PyPy processes arguments as args, keywords, starargs (*) and kwargs (**) individually. The solution is to compute all arguments only as args and keywords, checking all types inside of them manually instead of using a fix order. I'm currently in the middle of implementing that part while fixing a lot of dependencies I overlooked. I broke a lot of testcases with my changes at an important method, but that should work again soon. The task requires the bytecode instruction BUILD_SET_UNPACK to be implemented. That should already work, it still needs a few tests though.
I also need to get the AST generator working with the new syntax feature. I updated the grammar, but I still get errors when trying to create the AST, I already got clues on that though.

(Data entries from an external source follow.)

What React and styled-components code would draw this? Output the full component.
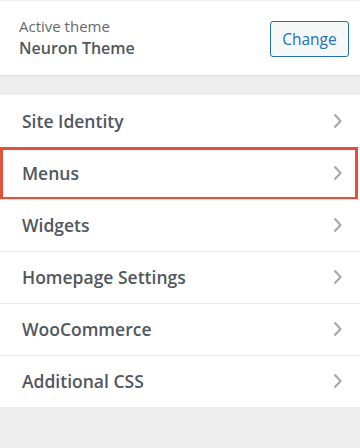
import styled, { createGlobalStyle } from 'styled-components';

const GlobalStyle = createGlobalStyle`
  html, body {
    margin: 0;
    padding: 0;
    background: #eeeeee;
  }
  body {
    font-family: 'Open Sans', 'Noto Sans', sans-serif;
    -webkit-font-smoothing: antialiased;
  }
`;

const Panel = styled.div`
  width: 360px;
  height: 448px;
  background: #eeeeee;
  display: flex;
  flex-direction: column;
`;

const ThemeBar = styled.div`
  height: 76px;
  box-sizing: border-box;
  background: #ffffff;
  border-top: 1px solid #f0f0f1;
  border-bottom: 1px solid #dcdcde;
  display: flex;
  align-items: center;
  justify-content: space-between;
  padding: 0 11px 0 19px;
`;

const ThemeInfo = styled.div`
  display: flex;
  flex-direction: column;
  gap: 2px;
  margin-bottom: 2px;
`;

const Label = styled.span`
  font-size: 15px;
  color: #646970;
  line-height: 20px;
`;

const ThemeName = styled.span`
  font-size: 16px;
  font-weight: 600;
  color: #50575e;
  line-height: 20px;
`;

const ChangeButton = styled.button`
  width: 79px;
  height: 36px;
  margin-top: 2px;
  border: 1px solid #2271b1;
  border-radius: 3px;
  background: #f6f7f7;
  color: #2271b1;
  font-family: inherit;
  font-size: 15.5px;
  padding: 0;
  cursor: pointer;
`;

const Sections = styled.ul`
  list-style: none;
  margin: 19px 0 0;
  padding: 0;
  background: #ffffff;
`;

const Row = styled.li`
  height: 52px;
  box-sizing: border-box;
  display: flex;
  align-items: center;
  justify-content: space-between;
  padding: 0 17px 2px 22px;
  border-top: 1px solid ${(p) => (p.$first ? 'transparent' : '#e8e8e8')};
  position: relative;
  cursor: pointer;
`;

const Highlight = styled.span`
  position: absolute;
  left: 0;
  right: 2px;
  top: -1px;
  bottom: -1px;
  border: 3px solid #e4503a;
  pointer-events: none;
`;

const Title = styled.span`
  font-size: 17.5px;
  font-weight: 600;
  color: #50575e;
  line-height: 24px;
`;

const Chevron = () => (
  <svg width="11" height="18" viewBox="0 0 11 18">
    <path d="M2.5 2.5 L8.5 9 L2.5 15.5" fill="none" stroke="#a7aaad" strokeWidth="2.2" />
  </svg>
);

const items = [
  'Site Identity',
  'Menus',
  'Widgets',
  'Homepage Settings',
  'WooCommerce',
  'Additional CSS',
];

export default function App() {
  return (
    <Panel>
      <GlobalStyle />
      <ThemeBar>
        <ThemeInfo>
          <Label>Active theme</Label>
          <ThemeName>Neuron Theme</ThemeName>
        </ThemeInfo>
        <ChangeButton>Change</ChangeButton>
      </ThemeBar>
      <Sections>
        {items.map((name, i) => (
          <Row key={name} $first={i === 0}>
            <Title>{name}</Title>
            <Chevron />
            {name === 'Menus' && <Highlight />}
          </Row>
        ))}
      </Sections>
    </Panel>
  );
}
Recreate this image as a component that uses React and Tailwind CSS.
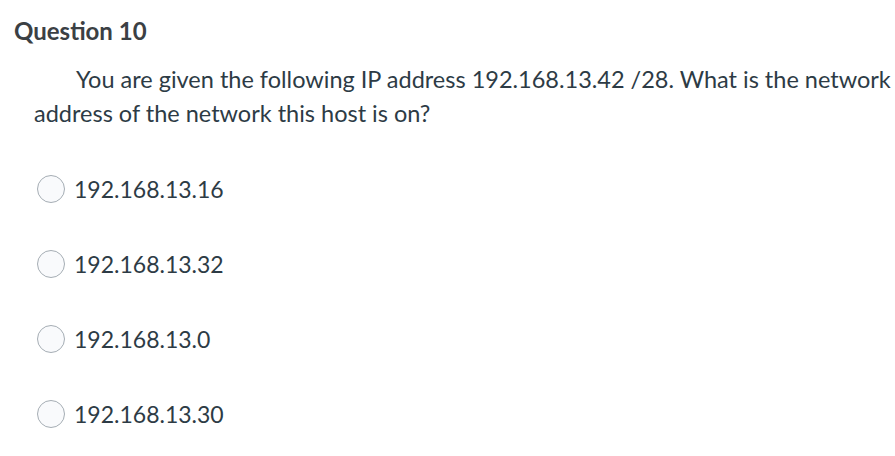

Some thoughts to my progress so far
The cool thing is, whenever I get stuck at errors or the giant structure of PyPy, the community helps out. That is very considerate as well as convenient, meaning the only thing I have to fight at the moment is time. Since I have to prepare for the final commitments and tests for university, I lose some time I really wanted to spend in developing for my GSoC proposal. That means that I probably fall a week behind to what I had planned to accomplish until now. But I am still really calm regarding my progress, because I also planned that something like that might happen. That is why I will spend way more time into my proposal right after I that stressful phase to compensate for the time I lost.
With all that being said, I hope that the extended unpacking feature will be ready and can be used in the coming one or two weeks.